Frontier’s app OKTIV allows users to control their smart radio or connected speakers from a mobile device. Key functions such as turning on/off, selecting the audio source, selecting the audio content, playing/pausing, setting the volume and accessing presets can all be manipulated remotely. The app is also white-labelled and in use by leading radio brands.

 

The challenge

Frontier approached our team to overhaul and improve OKTIV’s user experience (UX). As a customer-facing product, it was essential that users enjoyed a delightful experience as they interacted with the app. The project required several considerations that our team had to work with. First, the app was bound by the connected device’s capabilities and needed to be able to support radios with different modes and configuration options. Second, the radio controls have to work seamlessly, with the added ability to play music from sources such as Spotify, Deezer, Amazon, DAB, FM and Internet radio.

 

Our approach

OKTIV required a rigorous UX redesign to create a dynamic journey that was enjoyable to use across Android, iPhone and tablet devices. In order to establish an understanding of the current user experience and set the foundations for the design phase, we conducted a UX audit.
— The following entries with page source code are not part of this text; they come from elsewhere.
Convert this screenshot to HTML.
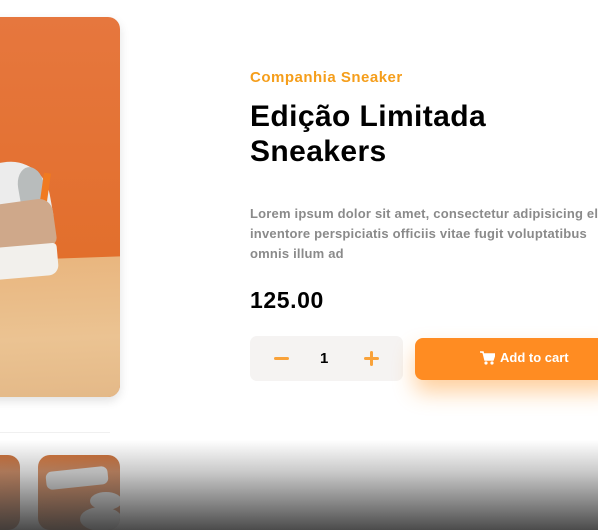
<!DOCTYPE html><html><head><style>
*{margin:0;padding:0;box-sizing:border-box}
html,body{width:598px;height:530px;overflow:hidden}
body{background:#fff;font-family:"Liberation Sans",sans-serif;position:relative}
.main{position:absolute;left:-260px;top:17px;width:380px;height:380px;border-radius:12px;overflow:hidden;box-shadow:0 4px 10px rgba(0,0,0,.12);
background:linear-gradient(180deg,#e6773e 0%,#e06a22 100%)}
.abs{position:absolute}
.t{border-radius:12px;overflow:hidden;background:linear-gradient(160deg,#d0621e,#b8541a 60%,#9a4a20)}
.ov{position:absolute;left:0;right:0;top:440px;bottom:0;background:linear-gradient(to bottom,rgba(255,255,255,0),rgba(150,150,150,.5) 35%,rgba(60,60,60,.92))}
</style></head><body>
<div class="main">
 <div class="abs" style="left:0;top:238px;width:420px;height:200px;background:linear-gradient(180deg,#e9b67f,#ebc392 40%,#ddaf7e);transform:rotate(-2deg);transform-origin:right top"></div>
 <div class="abs" style="left:170px;top:150px;width:140px;height:70px;background:#ececec;border-radius:10px 40px 10px 10px;transform:rotate(-10deg)"></div>
 <div class="abs" style="left:278px;top:150px;width:26px;height:38px;background:#b8bcbc;border-radius:50% 50% 10% 10%;transform:rotate(-10deg)"></div>
 <div class="abs" style="left:302px;top:156px;width:7px;height:28px;background:#f07a20;transform:rotate(8deg)"></div>
 <div class="abs" style="left:170px;top:190px;width:145px;height:48px;background:#cfa88a;border-radius:0 14px 8px 0;transform:rotate(-8deg)"></div>
 <div class="abs" style="left:170px;top:232px;width:148px;height:32px;background:#f2f0ec;border-radius:4px 4px 10px 10px;transform:rotate(-5deg)"></div>
</div>
<div class="abs" style="left:0;top:432px;width:110px;height:1px;background:#f0f0f0"></div>
<div class="abs t" style="left:-60px;top:455px;width:80px;height:75px"></div>
<div class="abs t" style="left:38px;top:455px;width:82px;height:75px">
 <div class="abs" style="left:8px;top:14px;width:62px;height:18px;background:#ddd;border-radius:6px;transform:rotate(-6deg)"></div>
 <div class="abs" style="left:52px;top:37px;width:32px;height:18px;background:#ddd;border-radius:50%"></div>
 <div class="abs" style="left:42px;top:52px;width:42px;height:24px;background:#ddd;border-radius:50%"></div>
</div>
<div class="abs" style="left:250px;top:69px;color:#f59e1b;font-weight:bold;font-size:15px;letter-spacing:.5px">Companhia Sneaker</div>
<div class="abs" style="left:250px;top:99px;color:#000;font-weight:bold;font-size:30px;line-height:35px;letter-spacing:.4px">Edição Limitada<br>Sneakers</div>
<div class="abs" style="left:250px;top:204px;color:#8a8a8a;font-weight:bold;font-size:13px;line-height:20px;white-space:nowrap;letter-spacing:.2px">Lorem ipsum dolor sit amet, consectetur adipisicing elit.<br>inventore perspiciatis officiis vitae fugit voluptatibus<br>omnis illum ad</div>
<div class="abs" style="left:250px;top:287px;color:#000;font-weight:bold;font-size:23px;letter-spacing:.6px">125.00</div>
<div class="abs" style="left:250px;top:336px;width:153px;height:45px;background:#f5f3f2;border-radius:7px"></div>
<div class="abs" style="left:274px;top:357px;width:15px;height:3px;background:#f9a23a;border-radius:2px"></div>
<div class="abs" style="left:320px;top:350px;font-size:15px;font-weight:bold;color:#000">1</div>
<div class="abs" style="left:364px;top:357px;width:15px;height:3px;background:#f9a23a;border-radius:2px"></div>
<div class="abs" style="left:370px;top:351px;width:3px;height:15px;background:#f9a23a;border-radius:2px"></div>
<div class="abs" style="left:415px;top:338px;width:200px;height:42px;background:#ff8c22;border-radius:8px;box-shadow:0 12px 22px rgba(255,150,40,.45)"></div>
<svg class="abs" style="left:480px;top:351px" width="15" height="14" viewBox="0 0 15 14"><path d="M0 1h3l2 8h8l2-6H4" fill="#fff" stroke="#fff" stroke-width="1.5"/><circle cx="6" cy="12" r="1.6" fill="#fff"/><circle cx="12" cy="12" r="1.6" fill="#fff"/></svg>
<div class="abs" style="left:500px;top:350px;color:#fff;font-weight:bold;font-size:13px">Add to cart</div>
<div class="ov"></div>
</body></html>
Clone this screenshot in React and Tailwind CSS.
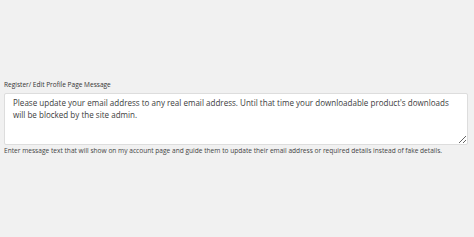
export default function App() {
  return (
    <div
      className="w-[474px] h-[237px] bg-[#f1f1f1] text-[#444]"
      style={{ fontFamily: '"Open Sans", "Noto Sans", sans-serif' }}
    >
      <div className="pt-[80px] px-[4px]">
        <label className="block text-[6.55px] leading-[9px] text-[#333] mb-[4px]">
          Register/ Edit Profile Page Message
        </label>
        <textarea
          className="block w-[464px] h-[52px] bg-white border border-[#ddd] rounded-[2px] px-[8px] pt-[3px] text-[8.05px] leading-[12px] text-[#3c3c3c] resize-y outline-none"
          defaultValue="Please update your email address to any real email address. Until that time your downloadable product's downloads will be blocked by the site admin."
        />
        <p className="text-[6.6px] leading-[10px] text-[#444] mt-[1px]">
          Enter message text that will show on my account page and guide them to update their email address or required details instead of fake details.
        </p>
      </div>
    </div>
  )
}
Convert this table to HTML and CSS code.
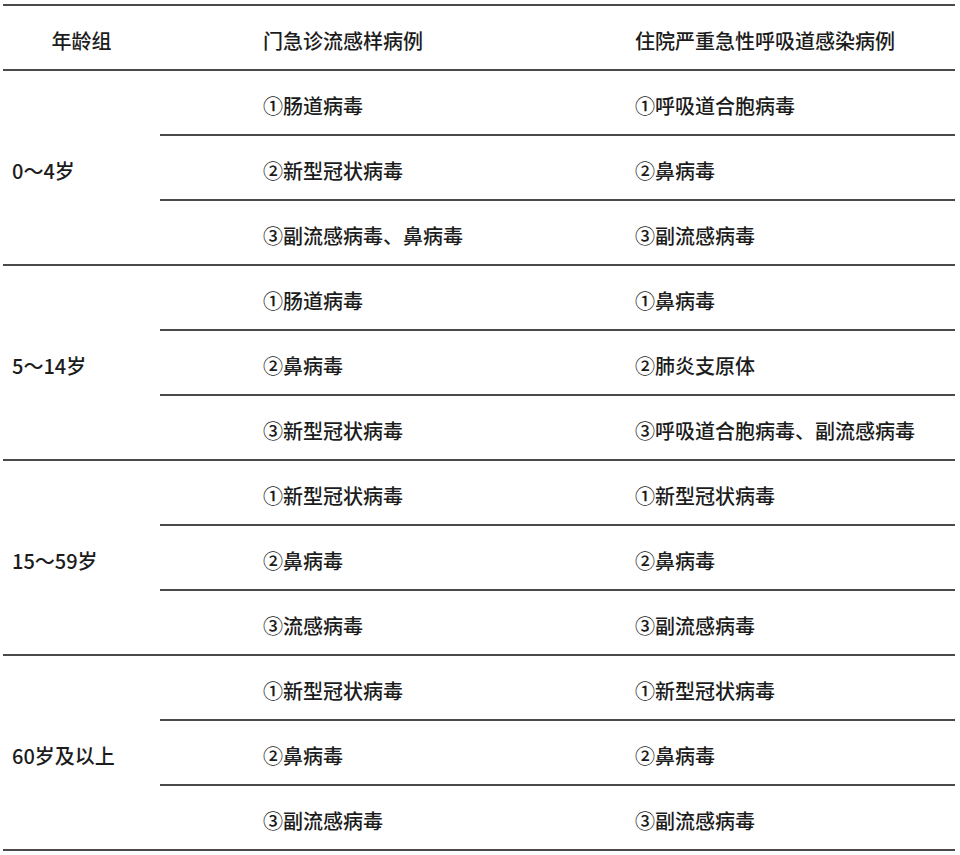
FILE: index.html
```html
<!DOCTYPE html>
<html lang="zh-CN">
<head>
<meta charset="utf-8">
<title>病原体构成</title>
<link rel="stylesheet" href="styles.css">
</head>
<body>
<div class="table">
  <div class="head">
    <div class="h1">年龄组</div>
    <div class="c2">门急诊流感样病例</div>
    <div class="c3">住院严重急性呼吸道感染病例</div>
  </div>

  <div class="group">
    <div class="age">0～4岁</div>
    <div class="rows">
      <div class="row"><div class="c2">①肠道病毒</div><div class="c3">①呼吸道合胞病毒</div></div>
      <div class="row"><div class="c2">②新型冠状病毒</div><div class="c3">②鼻病毒</div></div>
      <div class="row"><div class="c2">③副流感病毒、鼻病毒</div><div class="c3">③副流感病毒</div></div>
    </div>
  </div>

  <div class="group">
    <div class="age">5～14岁</div>
    <div class="rows">
      <div class="row"><div class="c2">①肠道病毒</div><div class="c3">①鼻病毒</div></div>
      <div class="row"><div class="c2">②鼻病毒</div><div class="c3">②肺炎支原体</div></div>
      <div class="row"><div class="c2">③新型冠状病毒</div><div class="c3">③呼吸道合胞病毒、副流感病毒</div></div>
    </div>
  </div>

  <div class="group">
    <div class="age">15～59岁</div>
    <div class="rows">
      <div class="row"><div class="c2">①新型冠状病毒</div><div class="c3">①新型冠状病毒</div></div>
      <div class="row"><div class="c2">②鼻病毒</div><div class="c3">②鼻病毒</div></div>
      <div class="row"><div class="c2">③流感病毒</div><div class="c3">③副流感病毒</div></div>
    </div>
  </div>

  <div class="group">
    <div class="age">60岁及以上</div>
    <div class="rows">
      <div class="row"><div class="c2">①新型冠状病毒</div><div class="c3">①新型冠状病毒</div></div>
      <div class="row"><div class="c2">②鼻病毒</div><div class="c3">②鼻病毒</div></div>
      <div class="row"><div class="c2">③副流感病毒</div><div class="c3">③副流感病毒</div></div>
    </div>
  </div>
</div>
</body>
</html>
```

FILE: styles.css
```css
html, body {
  margin: 0;
  padding: 0;
  background: #ffffff;
}

body {
  font-family: "Noto Sans CJK SC", "Noto Sans", sans-serif;
  font-size: 20px;
  font-weight: 500;
  line-height: 20px;
  color: #1c1c1c;
}

.table {
  margin: 4px 0 0 3px;
  width: 952px;
  border-top: 2px solid #4a4a4a;
}

.head {
  display: flex;
  height: 63px;
  border-bottom: 2px solid #4a4a4a;
}

.h1 {
  width: 157px;
  flex: none;
  display: flex;
  align-items: center;
  justify-content: center;
  padding-top: 6px;
  box-sizing: border-box;
}

.c2 {
  width: 475px;
  flex: none;
  display: flex;
  align-items: center;
  padding-left: 103px;
  padding-top: 6px;
  box-sizing: border-box;
}

.c3 {
  flex: 1;
  display: flex;
  align-items: center;
  padding-top: 6px;
  box-sizing: border-box;
}

.group {
  display: flex;
  border-bottom: 2px solid #4a4a4a;
}

.age {
  width: 157px;
  flex: none;
  display: flex;
  align-items: center;
  padding-left: 9px;
  padding-top: 6px;
  box-sizing: border-box;
}

.rows {
  flex: 1;
  display: flex;
  flex-direction: column;
}

.row {
  display: flex;
  height: 63px;
  border-bottom: 2px solid #4a4a4a;
}

.row:last-child {
  border-bottom: none;
}
```
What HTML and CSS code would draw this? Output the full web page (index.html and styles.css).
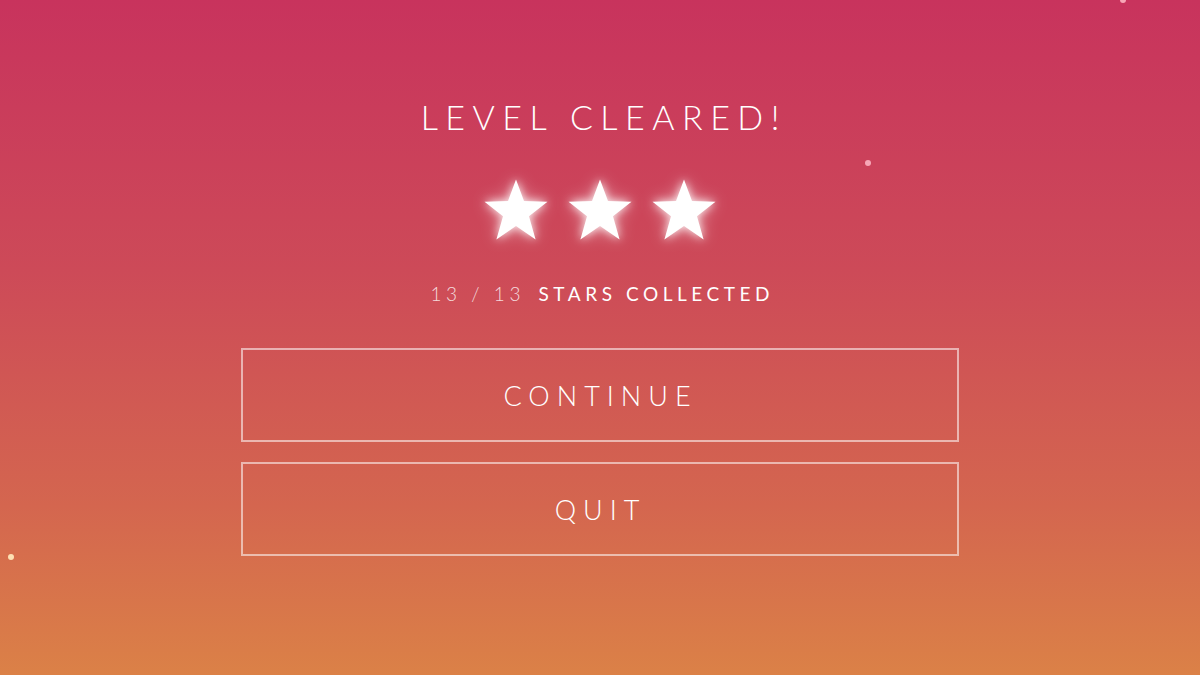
FILE: index.html
```html
<!DOCTYPE html>
<html lang="en">
<head>
  <meta charset="UTF-8">
  <title>Level Cleared</title>
  <link rel="stylesheet" href="styles.css">
</head>
<body>

  <!-- floating particles -->
  <span class="dot dot-pink" id="dot-a"></span>
  <span class="dot dot-pink" id="dot-b"></span>
  <span class="dot dot-cream" id="dot-c"></span>

  <main class="panel">
    <h1 class="title">LEVEL CLEARED!</h1>

    <div class="stars">
      <svg class="star" viewBox="0 0 64 62"><path d="M32 0.5 L40 22 L63.5 22.8 L45 37.3 L51.6 60.5 L32 47 L12.4 60.5 L19 37.3 L0.5 22.8 L24 22 Z"/></svg>
      <svg class="star" viewBox="0 0 64 62"><path d="M32 0.5 L40 22 L63.5 22.8 L45 37.3 L51.6 60.5 L32 47 L12.4 60.5 L19 37.3 L0.5 22.8 L24 22 Z"/></svg>
      <svg class="star" viewBox="0 0 64 62"><path d="M32 0.5 L40 22 L63.5 22.8 L45 37.3 L51.6 60.5 L32 47 L12.4 60.5 L19 37.3 L0.5 22.8 L24 22 Z"/></svg>
    </div>

    <p class="stats"><span class="count">13 / 13</span> STARS COLLECTED</p>

    <div class="menu">
      <button class="menu-btn">CONTINUE</button>
      <button class="menu-btn">QUIT</button>
    </div>
  </main>

</body>
</html>
```

FILE: styles.css
```css
/* ---------- page ---------- */
html, body {
  height: 100%;
}
body {
  margin: 0;
  overflow: hidden;
  font-family: Lato, "Open Sans", sans-serif;
  color: #fff;
  background: linear-gradient(to bottom, #c8335d 0%, #cd4a58 40%, #d4664f 75%, #db8147 100%);
}

.dot {
  position: absolute;
  width: 6px;
  height: 6px;
  border-radius: 50%;
}
.dot-pink  { background: #f7a6b6; }
.dot-cream { background: #fde1b4; }
#dot-a { left: 865px;  top: 160px; }
#dot-b { left: 1120px; top: -3px; }
#dot-c { left: 8px;    top: 554px; }

/* ---------- content ---------- */
.panel {
  width: 718px;
  margin: 0 auto;
  padding-top: 96px;
  text-align: center;
}

.title {
  margin: 0;
  font-size: 34px;
  font-weight: 300;
  line-height: 42px;
  letter-spacing: 0.22em;
  padding-left: 0.22em;
}

.stars {
  display: flex;
  justify-content: center;
  gap: 20px;
  margin-top: 41px;
}
.star {
  width: 64px;
  height: 62px;
  fill: #fff;
  filter: drop-shadow(0 0 4px rgba(255,255,255,0.85)) drop-shadow(0 0 8px rgba(255,255,255,0.45));
}

.stats {
  margin: 41px 0 0;
  font-size: 19px;
  font-weight: 400;
  line-height: 24px;
  letter-spacing: 0.24em;
  padding-left: 0.24em;
}
.count {
  font-weight: 300;
  color: rgba(255,255,255,0.8);
  margin-right: 4px;
}

.menu {
  display: flex;
  flex-direction: column;
  gap: 20px;
  margin-top: 42px;
}
.menu-btn {
  height: 94px;
  background: none;
  border: 2px solid rgba(255,255,255,0.55);
  color: #fff;
  font-family: inherit;
  font-size: 27px;
  font-weight: 300;
  letter-spacing: 0.26em;
  padding-left: 0.26em;
  cursor: pointer;
}
```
This included the following activities:

 

  • Workshops with key stakeholders to dive deep into the product, its context and goals
  • User observations to understand user satisfaction across key functions such as; navigation, typography, buttons and interactive areas, use of colour, ease of use, efficiency, learnability, error proneness and satisfaction
  • Usability evaluation conducted by our experienced UX team to review the designs against a set of best practice principles
  • Competitor analysis of the current UX, styling and functionality of similar apps within the market
  • A ‘power user’ survey was conducted with frequent users of the app to gather additional feedback on the user experience

 

The above then informed the creation of user personas to represent a typical user (or set of users) and user stories (which are short, simple descriptions of a feature from the perspective of the relevant user. These are presented as short statements – ‘As a [user type], I want to…, so I can…’.)

 

This evidence-led approach enabled us to provide accurate, actionable recommendations based on real user insights. Our strategy and design team then worked together to propose improvements to the user experience that would meet technical and user needs. 

 

Once a foundation had been set, our team set to work on creating a robust solution to remedy the problems identified. We defined the app’s information architecture (IA), which is representative of the app’s navigation structure and where features can be located within menus and sub-menus. This is an important step as it fundamentally supports the findability and discoverability of information for users. We tested the proposed IA by conducting a card sorting activity with Frontier stakeholders and users. 

 

Next, user flows were developed to correspond with the information architecture and user stories. Mapping these flows visually allowed our team to identify the wireframe pages required. The proposed flows included: Connecting to a smart radio, showing first use tutorial, browsing for content, playing content and changing settings.

 

The functionality of the app was then mocked as wireframes. These wireframes covered all parts of the app and served as the foundation for further graphical design development. The wireframes were made into an interactive prototype so that pre-build user testing could be conducted. The goal of such testing was to guarantee the user interface was as well designed as feasibly possible before investing in real code development. Issues with user interfaces discovered during testing were corrected and re-tested in the prototype. 

 

The final phase, the UI implementation, is where the product comes to life. The design team generated two concepts for the main pages, with Frontier selecting an immersive, futuristic, creative direction with a captivating blue colour palette. Adding colour and style to the application. The output of this stage was a style guide created in the cloud application Figma.